Citing the retrans fights between Cablevision and ABC and the loss of WABC programming "temporarily" to 3 million consumers (something on the order of 18.5 hours), they said that the balance of power that existed in 1992 has shifted and it is consumers who are caught in the crosshairs.
The companies, which are mostly the same ones signing onto a petition asking the FCC to "fix" retrans as well, say that there is a difference between asking the government to step into negotiations for cable channels and TV stations. That difference, they say, is "the unique government benefits and privileges conferred on broadcasters that preclude the normal give and take of private contractual negotiations."
They say those include guaranteed basic tier carriage, exclusivity and blackout rules as well as must-carry.
Although, stations that elect must-carry are not negotiating retrans. The operators suggest must-carry protection could be a government incubator for future negotiators. "Broadcasters alone have been the beneficiaries of mandatory carriage rights - must carry - that have allowed them over decades to grow their audiences through the free use of facilities built by video providers while at the same time having been granted the freedom to dictate the terms on which they will allow the retransmission of the same programming that is available over the air and increasingly over the Internet for free," said the companies.
Also signing on to the letter were Charter, Insight, Mediacom, Suddenlink, Bright House, and OPASTCO, the small telco lobby.
The letter is reprinted in full below:
Dear Chairmen and Ranking Members:
The undersigned serve, or represent companies that serve, over 65 million video consumers. We write to you today to bring to your attention to, and to seek your assistance in addressing, the harm that is being caused to those consumers as a result of increasingly contentious negotiations over the terms that broadcasters are demanding from multichannel video programming distributors for retransmission consent. The most recent retransmission consent dispute, between ABC and Cablevision, resulted in over three million consumers losing access temporarily to ABC programming. That dispute is just the latest example of how the retransmission consent regime is broken and in need of repair, and comes immediately in the wake of similar highly publicized disputes that occurred at the turn of the year.
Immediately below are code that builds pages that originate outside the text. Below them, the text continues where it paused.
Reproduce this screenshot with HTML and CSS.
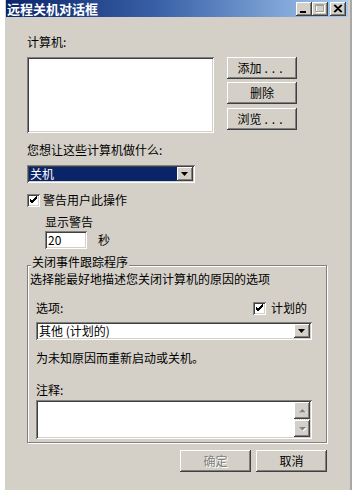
FILE: index.html
```html
<!DOCTYPE html>
<html lang="zh-CN">
<head>
<meta charset="utf-8">
<title>远程关机对话框</title>
<link rel="stylesheet" href="styles.css">
</head>
<body>
<div class="window">
  <div class="titlebar">
    <span class="title">远程关机对话框</span>
    <div class="tbtns">
      <span class="tbtn"><svg width="16" height="14" viewBox="0 0 16 14"><rect x="4" y="9" width="6" height="2" fill="#000"/></svg></span>
      <span class="tbtn"><svg width="16" height="14" viewBox="0 0 16 14"><path d="M4.5 3.5h8v7h-8z" fill="none" stroke="#fff"/><path d="M3.5 2.5h8v7h-8z M3.5 3.5h8" fill="none" stroke="#a0a0a0"/></svg></span>
      <span class="tbtn close"><svg width="16" height="14" viewBox="0 0 16 14"><path d="M4 3l7 7M5 3l7 7M11 3l-7 7M12 3l-7 7" stroke="#000" stroke-width="1.1"/></svg></span>
    </div>
  </div>

  <div class="content">
    <div class="label first">计算机:</div>
    <div class="listrow">
      <div class="listbox sunken"></div>
      <div class="btncol">
        <button class="btn">添加<span class="dots">...</span></button>
        <button class="btn b2">删除</button>
        <button class="btn b3">浏览<span class="dots">...</span></button>
      </div>
    </div>

    <div class="label what">您想让这些计算机做什么:</div>
    <div class="combo sunken c1">
      <span class="combo-text sel">关机</span>
      <span class="combo-btn"><svg width="7" height="4" viewBox="0 0 7 4"><path d="M0 0h7L3.5 4z" fill="#000"/></svg></span>
    </div>

    <div class="check-row warn">
      <span class="checkbox"><svg width="9" height="9" viewBox="0 0 9 9"><path d="M1 4l2 2 5-5M1 5l2 2 5-5M1 6l2 2 5-5" fill="none" stroke="#000" stroke-width="1"/></svg></span>
      <span>警告用户此操作</span>
    </div>
    <div class="label show">显示警告</div>
    <div class="secrow">
      <div class="input sunken">20</div>
      <span class="sec">秒</span>
    </div>

    <div class="group">
      <span class="legend">关闭事件跟踪程序</span>
      <div class="label desc">选择能最好地描述您关闭计算机的原因的选项</div>
      <div class="optrow">
        <span>选项:</span>
        <span class="check-row plan">
          <span class="checkbox"><svg width="9" height="9" viewBox="0 0 9 9"><path d="M1 4l2 2 5-5M1 5l2 2 5-5M1 6l2 2 5-5" fill="none" stroke="#000" stroke-width="1"/></svg></span>
          <span>计划的</span>
        </span>
      </div>
      <div class="combo sunken c2">
        <span class="combo-text">其他 (计划的)</span>
        <span class="combo-btn"><svg width="7" height="4" viewBox="0 0 7 4"><path d="M0 0h7L3.5 4z" fill="#000"/></svg></span>
      </div>
      <div class="label reason">为未知原因而重新启动或关机。</div>
      <div class="label note">注释:</div>
      <div class="textarea sunken">
        <div class="scroll">
          <span class="sbtn"><svg width="7" height="4" viewBox="0 0 7 4"><path d="M1 4h7L4.5 0.5z" fill="#fff"/><path d="M0 3.5h7L3.5 0z" fill="#808080"/></svg></span>
          <span class="track"></span>
          <span class="sbtn"><svg width="7" height="4" viewBox="0 0 7 4"><path d="M1 1h7L4.5 4.5z" fill="#fff"/><path d="M0 0h7L3.5 3.5z" fill="#808080"/></svg></span>
        </div>
      </div>
    </div>

    <div class="footer">
      <button class="btn wide disabled">确定</button>
      <button class="btn wide">取消</button>
    </div>
  </div>
</div>
</body>
</html>
```

FILE: styles.css
```css
* { box-sizing: border-box; }

body {
  margin: 0;
  background: #fff;
  font-family: "Noto Sans CJK SC", "Liberation Sans", sans-serif;
  font-size: 12px;
  color: #000;
}

.window {
  margin-left: 5px;
  width: 347px;
  height: 490px;
  background: #d4d0c8;
  border-right: 2px solid #a8a8a8;
  display: flex;
  flex-direction: column;
}

.titlebar {
  height: 17px;
  margin: 0 2px 0 1px;
  background: linear-gradient(to right, #0a246a, #3a62a8 45%, #a6caf0);
  display: flex;
  align-items: center;
  justify-content: space-between;
}

.title {
  color: #fff;
  font-weight: bold;
  font-size: 13px;
  line-height: 17px;
  padding-left: 1px;
}

.tbtns {
  display: flex;
  padding-right: 2px;
}

.tbtn {
  width: 16px;
  height: 14px;
  background: #d4d0c8;
  box-shadow: inset -1px -1px #404040, inset 1px 1px #fff, inset -2px -2px #808080;
  display: block;
}
.tbtn svg { display: block; }
.tbtn.close { margin-left: 2px; }

.content {
  padding: 0 23px 0 22px;
  display: flex;
  flex-direction: column;
}

.label {
  line-height: 14px;
  white-space: nowrap;
}
.label.first { margin-top: 18px; }

.sunken {
  background: #fff;
  box-shadow: inset 1px 1px #808080, inset -1px -1px #fff, inset 2px 2px #404040, inset -2px -2px #d4d0c8;
}

.listrow {
  display: flex;
  margin-top: 8px;
  align-items: flex-start;
}
.listbox {
  width: 187px;
  height: 76px;
}
.btncol {
  margin-left: 13px;
  display: flex;
  flex-direction: column;
}

.btn {
  width: 70px;
  height: 22px;
  padding: 0;
  border: 0;
  background: #d4d0c8;
  box-shadow: inset -1px -1px #404040, inset 1px 1px #fff, inset -2px -2px #808080;
  font-family: inherit;
  font-size: 12px;
  line-height: 14px;
  color: #000;
  text-align: center;
}
.btn.b2 { margin-top: 3px; }
.btn.b3 { margin-top: 4px; }
.dots { letter-spacing: 4px; padding-left: 3px; }

.label.what { margin-top: 10px; }

.combo {
  display: flex;
  height: 18px;
  padding: 2px;
}
.c1 { width: 168px; margin-top: 8px; }
.combo-text {
  flex: 1;
  line-height: 14px;
  padding-left: 1px;
  white-space: nowrap;
}
.combo-text.sel {
  background: #0a246a;
  color: #fff;
}
.combo-btn {
  width: 16px;
  height: 14px;
  background: #d4d0c8;
  box-shadow: inset -1px -1px #404040, inset 1px 1px #fff, inset -2px -2px #808080;
  display: flex;
  align-items: center;
  justify-content: center;
}
.combo-btn svg { display: block; margin-left: -1px; margin-top: -1px; }

.check-row {
  display: flex;
  align-items: center;
  line-height: 14px;
}
.check-row.warn { margin-top: 10px; }
.checkbox {
  width: 13px;
  height: 13px;
  margin-right: 3px;
  background: #fff;
  box-shadow: inset 1px 1px #808080, inset -1px -1px #fff, inset 2px 2px #404040, inset -2px -2px #d4d0c8;
  display: flex;
  align-items: center;
  justify-content: center;
}
.checkbox svg { display: block; margin-top: -1px; }

.label.show { margin-top: 8px; margin-left: 18px; }

.secrow {
  display: flex;
  align-items: center;
  margin-top: 2px;
  margin-left: 18px;
}
.input {
  width: 42px;
  height: 18px;
  line-height: 14px;
  padding: 2px 0 0 3px;
}
.sec { margin-left: 11px; line-height: 14px; }

.group {
  position: relative;
  width: 300px;
  margin-top: 16px;
  border: 1px solid #808080;
  box-shadow: inset 1px 1px #fff, 1px 1px #fff;
  padding: 6px 13px 3px 8px;
  display: flex;
  flex-direction: column;
}
.legend {
  position: absolute;
  top: -11px;
  left: 3px;
  padding: 0 1px;
  background: #d4d0c8;
  line-height: 13px;
}
.label.desc { margin-left: -6px; }

.optrow {
  display: flex;
  justify-content: space-between;
  align-items: center;
  line-height: 14px;
  margin-top: 15px;
  margin-right: 6px;
}
.check-row.plan .checkbox { margin-right: 5px; }

.c2 { width: 276px; margin-top: 7px; }
.c2 .combo-text { padding-left: 1px; }

.label.reason { margin-top: 11px; }
.label.note { margin-top: 18px; }

.textarea {
  width: 276px;
  height: 39px;
  margin-top: 3px;
  padding: 2px;
  display: flex;
  justify-content: flex-end;
}
.scroll {
  width: 16px;
  display: flex;
  flex-direction: column;
}
.sbtn {
  height: 17px;
  background: #d4d0c8;
  box-shadow: inset -1px -1px #404040, inset 1px 1px #fff, inset -2px -2px #808080;
  display: flex;
  align-items: center;
  justify-content: center;
}
.sbtn svg { display: block; overflow: visible; }
.track {
  height: 1px;
  background: repeating-linear-gradient(to right, #fff 0 1px, #d4d0c8 1px 2px);
}

.footer {
  display: flex;
  justify-content: flex-end;
  gap: 5px;
  margin-top: 7px;
}
.btn.wide { width: 71px; }
.btn.disabled {
  color: #808080;
  text-shadow: 1px 1px #fff;
}
```
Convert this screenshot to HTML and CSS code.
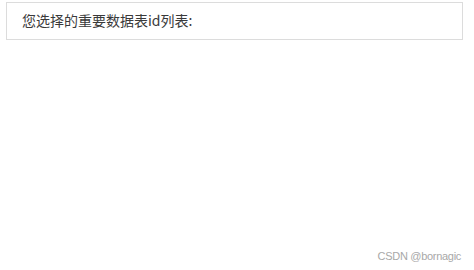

During the impasse between ABC and Cablevision, over 70 state legislators and a number of Members of Congress raised concerns about the impact retransmission consent-related service disruptions and threats of such disruptions are having on consumers.
Congress gave broadcasters retransmission consent rights in 1992 as part of a regulatory scheme that was intended to ensure the broadest availability of broadcast programming to the public. The video marketplace is dramatically different today on the distribution side with MVPDs competing with one another in nearly every community nationwide. These changes in the market are allowing broadcasters to wield the very government protections meant to preserve access to the public in order to threaten to deny - or actually deny - their signals to consumers as a tactic to increase their profits.
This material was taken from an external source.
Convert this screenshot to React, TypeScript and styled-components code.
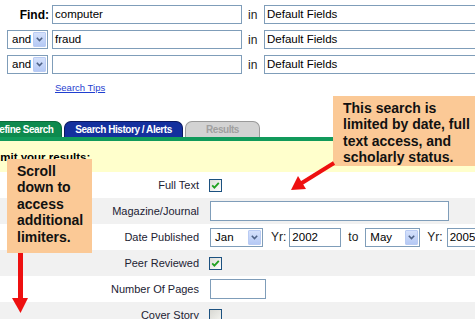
import React from "react";
import styled, { createGlobalStyle, css } from "styled-components";

const Global = createGlobalStyle`
  html, body { margin: 0; padding: 0; background: #fff; }
  body { font-family: "Liberation Sans", Arial, sans-serif; color: #000; }
`;

const Page = styled.div`
  position: relative;
  width: 475px;
  height: 319px;
  overflow: hidden;
  background: #fff;
`;

const SearchGrid = styled.div`
  display: grid;
  grid-template-columns: 52px 190px 22px 240px;
  grid-auto-rows: 19px;
  row-gap: 6px;
  align-items: center;
  padding-top: 5px;
`;

const FindLabel = styled.div`
  font-weight: bold;
  font-size: 12px;
  text-align: right;
  padding-right: 3px;
`;

const TextBox = styled.div<{ $w?: number; $h?: number }>`
  box-sizing: border-box;
  width: ${(p) => (p.$w ? `${p.$w}px` : "100%")};
  height: ${(p) => p.$h ?? 19}px;
  border: 1px solid #7f9db9;
  background: #fff;
  font-size: 11.5px;
  line-height: ${(p) => (p.$h ?? 19) - 2}px;
  padding-left: 2px;
  white-space: nowrap;
  overflow: hidden;
`;

const InWord = styled.div`
  font-size: 12px;
  padding-left: 6px;
  color: #222;
`;

const SelectBox = styled.div<{ $w: number; $ml?: number }>`
  box-sizing: border-box;
  display: flex;
  align-items: stretch;
  justify-content: space-between;
  width: ${(p) => p.$w}px;
  height: 19px;
  margin-left: ${(p) => p.$ml ?? 0}px;
  border: 1px solid #7f9db9;
  background: #fff;
  font-size: 11.5px;
  line-height: 17px;
  padding: 1px;
`;

const SelectText = styled.span`
  padding-left: 3px;
  line-height: 15px;
`;

const DropButton = styled.span`
  box-sizing: border-box;
  width: 13px;
  border: 1px solid #b9cbf3;
  border-radius: 1px;
  background: linear-gradient(#d5e1fb, #b5c9f5);
  display: flex;
  align-items: center;
  justify-content: center;
`;

const Tips = styled.a`
  display: block;
  margin: 8px 0 0 55px;
  font-size: 9.5px;
  line-height: 11px;
  color: #1f3fd0;
  text-decoration: underline;
`;

const TabBar = styled.div`
  display: flex;
  gap: 2px;
  margin: 28px 0 0 -16px;
  height: 16px;
`;

const tabColors = {
  green: css`background: #0d8a4e; color: #fff; border-color: #0a6a3c;`,
  blue: css`background: #14309e; color: #fff; border-color: #0a1860;`,
  gray: css`background: #d3d3d3; color: #a0a0a0; border-color: #9a9a9a;`,
};

const Tab = styled.div<{ $w: number; $tone: keyof typeof tabColors }>`
  box-sizing: border-box;
  width: ${(p) => p.$w}px;
  height: 16px;
  border: 1px solid;
  border-bottom: none;
  border-radius: 7px 7px 0 0;
  font-size: 10px;
  font-weight: bold;
  letter-spacing: -0.45px;
  line-height: 15px;
  text-align: center;
  white-space: nowrap;
  ${(p) => tabColors[p.$tone]}
`;

const GreenRule = styled.div`
  height: 4px;
  background: #119a5b;
`;

const LimitBand = styled.div`
  height: 31px;
  background: #ffffcc;
  box-sizing: border-box;
  padding-top: 10px;
  font-size: 11.5px;
  font-weight: bold;
  line-height: 13px;
  text-indent: -10px;
  white-space: nowrap;
`;

const Row = styled.div<{ $shade: boolean }>`
  display: grid;
  grid-template-columns: 200px 1fr;
  align-items: center;
  height: 26px;
  background: ${(p) => (p.$shade ? "#f1f1f1" : "#fff")};
`;

const RowLabel = styled.div`
  text-align: right;
  padding-right: 1px;
  font-size: 11px;
  color: #222233;
  white-space: nowrap;
`;

const Controls = styled.div`
  display: flex;
  align-items: center;
  padding-left: 9px;
  white-space: nowrap;
`;

const Word = styled.span<{ $ml: number; $mr: number }>`
  font-size: 12px;
  color: #222;
  margin: 0 ${(p) => p.$mr}px 0 ${(p) => p.$ml}px;
`;

const Check = styled.span<{ $on: boolean }>`
  box-sizing: border-box;
  width: 13px;
  height: 13px;
  border: 1px solid #1c5180;
  background: ${(p) =>
    p.$on ? "linear-gradient(135deg,#dcdcd7,#fff)" : "linear-gradient(135deg,#d8d8d3,#f4f4f0)"};
  display: flex;
  align-items: center;
  justify-content: center;
`;

const Callout = styled.div<{ $x: number; $y: number; $w: number; $h: number }>`
  position: absolute;
  left: ${(p) => p.$x}px;
  top: ${(p) => p.$y}px;
  width: ${(p) => p.$w}px;
  height: ${(p) => p.$h}px;
  box-sizing: border-box;
  padding: 4px 0 0 10px;
  background: #fbc996;
  font-size: 14px;
  font-weight: bold;
  line-height: 16.4px;
  color: #111;
`;

const ArrowSvg = styled.svg<{ $x: number; $y: number }>`
  position: absolute;
  left: ${(p) => p.$x}px;
  top: ${(p) => p.$y}px;
  overflow: visible;
`;

const Chevron = () => (
  <svg width="7" height="5" viewBox="0 0 7 5">
    <path d="M0.8 0.8 L3.5 3.5 L6.2 0.8" fill="none" stroke="#4d6185" strokeWidth="1.6" />
  </svg>
);

const Select = ({ w, ml, children }: { w: number; ml?: number; children: React.ReactNode }) => (
  <SelectBox $w={w} $ml={ml}>
    <SelectText>{children}</SelectText>
    <DropButton>
      <Chevron />
    </DropButton>
  </SelectBox>
);

const CheckBox = ({ on }: { on: boolean }) => (
  <Check $on={on}>
    {on && (
      <svg width="9" height="9" viewBox="0 0 9 9">
        <path d="M1.2 4.3 L3.4 6.6 L7.8 1.8" fill="none" stroke="#21a121" strokeWidth="1.8" />
      </svg>
    )}
  </Check>
);

export default function App() {
  return (
    <>
      <Global />
      <Page>
        <SearchGrid>
          <FindLabel>Find:</FindLabel>
          <TextBox>computer</TextBox>
          <InWord>in</InWord>
          <TextBox>Default Fields</TextBox>

          <Select w={41} ml={7}>and</Select>
          <TextBox>fraud</TextBox>
          <InWord>in</InWord>
          <TextBox>Default Fields</TextBox>

          <Select w={41} ml={7}>and</Select>
          <TextBox />
          <InWord>in</InWord>
          <TextBox>Default Fields</TextBox>
        </SearchGrid>

        <Tips href="#">Search Tips</Tips>

        <TabBar>
          <Tab $w={78} $tone="green">Refine Search</Tab>
          <Tab $w={119} $tone="blue">Search History / Alerts</Tab>
          <Tab $w={75} $tone="gray">Results</Tab>
        </TabBar>
        <GreenRule />
        <LimitBand>Limit your results:</LimitBand>

        <Row $shade={false}>
          <RowLabel>Full Text</RowLabel>
          <Controls><CheckBox on /></Controls>
        </Row>
        <Row $shade>
          <RowLabel>Magazine/Journal</RowLabel>
          <Controls><TextBox $w={239} $h={20} style={{ marginLeft: 1 }} /></Controls>
        </Row>
        <Row $shade={false}>
          <RowLabel>Date Published</RowLabel>
          <Controls>
            <Select w={53} ml={1}>Jan</Select>
            <Word $ml={8} $mr={3}>Yr:</Word>
            <TextBox $w={52}>2002</TextBox>
            <Word $ml={7} $mr={7}>to</Word>
            <Select w={55}>May</Select>
            <Word $ml={7} $mr={4}>Yr:</Word>
            <TextBox $w={52}>2005</TextBox>
          </Controls>
        </Row>
        <Row $shade>
          <RowLabel>Peer Reviewed</RowLabel>
          <Controls><CheckBox on /></Controls>
        </Row>
        <Row $shade={false}>
          <RowLabel>Number Of Pages</RowLabel>
          <Controls><TextBox $w={56} $h={20} style={{ marginLeft: 1 }} /></Controls>
        </Row>
        <Row $shade>
          <RowLabel>Cover Story</RowLabel>
          <Controls><CheckBox on={false} /></Controls>
        </Row>

        <Callout $x={333} $y={96} $w={142} $h={70}>
          This search is<br />limited by date, full<br />text access, and<br />scholarly status.
        </Callout>
        <Callout $x={7} $y={159} $w={85} $h={94}>
          Scroll<br />down to<br />access<br />additional<br />limiters.
        </Callout>

        <ArrowSvg $x={285} $y={158} width="52" height="36" viewBox="0 0 52 36">
          <line x1="49" y1="5" x2="16" y2="25.5" stroke="#ee1010" strokeWidth="4" />
          <polygon points="6,32 21,31 13,18" fill="#ee1010" />
        </ArrowSvg>
        <ArrowSvg $x={8} $y={253} width="24" height="62" viewBox="0 0 24 62">
          <rect x="10" y="0" width="5" height="47" fill="#ee1010" />
          <polygon points="4,45 20,45 12.5,60" fill="#ee1010" />
        </ArrowSvg>
      </Page>
    </>
  );
}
Not surprisingly, the broadcasters would prefer that Congress and the Federal Communications Commission stay on the sidelines and leave consumers helpless in the face of such brinkmanship tactics. But that argument - and the related argument that negotiations for the carriage of broadcast stations should be treated no differently than negotiations for non-broadcast programming services like the NFL Network or the Discovery Channel - ignores the unique government benefits and privileges conferred on broadcasters that preclude the normal give and take of private contractual negotiations.
As a result of these government benefits, broadcasters alone enjoy channel location and tier placement guarantees that maximize their access to viewers, and broadcasters alone are guaranteed undue leverage in carriage negotiations by virtue of a detailed set of program exclusivity and blackout rules. Additionally, broadcasters alone have been the beneficiaries of mandatory carriage rights - must carry - that have allowed them over decades to grow their
audiences through the free use of facilities built by video providers while at the same time having been granted the freedom to dictate the terms on which they will allow the retransmission of the same programming that is available over the air and increasingly over the Internet for free.
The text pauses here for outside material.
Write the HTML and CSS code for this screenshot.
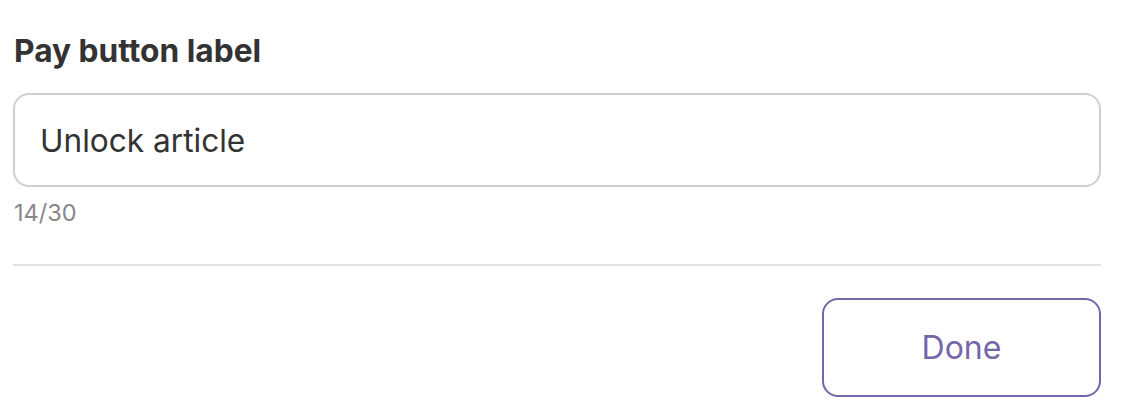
FILE: index.html
```html
<!DOCTYPE html>
<html>
<head>
<meta charset="utf-8">
<link rel="stylesheet" href="styles.css">
</head>
<body>
<div class="panel">
  <label class="field-label">Pay button label</label>
  <div class="input-box">Unlock article</div>
  <div class="counter">14/30</div>
  <hr class="divider">
  <div class="actions">
    <button class="btn-done">Done</button>
  </div>
</div>
</body>
</html>
```
FILE: styles.css
```css
html, body {
  margin: 0;
  padding: 0;
  background: #fff;
}
body {
  font-family: Inter, "Noto Sans", sans-serif;
  color: #333;
}
.panel {
  width: 1088px;
  padding: 32px 0 0 13px;
  display: flex;
  flex-direction: column;
}
.field-label {
  font-size: 31.7px;
  font-weight: 700;
  line-height: 38px;
  padding-left: 1px;
  color: #333;
}
.input-box {
  margin-top: 23px;
  height: 94px;
  box-sizing: border-box;
  border: 2px solid #cfcfcf;
  border-radius: 16px;
  display: flex;
  align-items: center;
  padding-left: 25px;
  font-size: 31.6px;
  color: #333;
}
.counter {
  margin-top: 12px;
  font-size: 23.5px;
  line-height: 28px;
  color: #888;
  padding-left: 1px;
}
.divider {
  margin: 37px 0 0;
  border: 0;
  height: 2px;
  background: #e2e2e2;
}
.actions {
  margin-top: 32px;
  display: flex;
  justify-content: flex-end;
}
.btn-done {
  width: 279px;
  height: 99px;
  box-sizing: border-box;
  border: 2px solid #7467a8;
  border-radius: 16px;
  background: #fff;
  color: #7467a8;
  font-family: Inter, "Noto Sans", sans-serif;
  font-size: 32px;
  font-weight: 400;
  padding: 0;
}
```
Congress was aware of the fact that retransmission consent could, if abused, lead to higher prices for consumers or service interruptions. But Congress believed that these risks could and would be managed by the Federal Communications Commission. Unfortunately, as recent events confirm, the balance of power that existed in 1992 has shifted and it is consumers who are caught in the crosshairs. It is time to consider how to restore balance to the unique retransmission consent process and take steps to protect consumers against either seeing access to broadcast signals priced out of their reach or having that access denied to them.
We respectfully urge you and other Members of Congress to carefully examine the circumstances that have resulted in the current imbalance in retransmission consent negotiations. We stand ready to assist you in whatever way possible in taking the necessary steps to ensure that, in the future, retransmission consent benefits those Congress intended for it to serve: the American people.
Signatories to the letter pointed out that they represented 65 million viewers. They also included seven of the top 10 multichannel video providers plus some 900 smaller cable providers represented by the ACA.
"The unintended consequences of pay TV providers attacking the free-market-based retransmission consent model could be the demise of local programming," said National Association of Broadcasters spokesman Dennis Wharton. "Modest retransmission consent revenues help local TV stations fund news operations, community service and life-saving weather information that viewers across America rely on every day. Vertically-integrated cable operators routinely compensate each other for their own less-watched cable-owned networks while raking in profit increases five times the amount of their programming costs. To see billion-dollar pay TV companies asking for government intervention to protect their exorbitant profits is just plain wrong."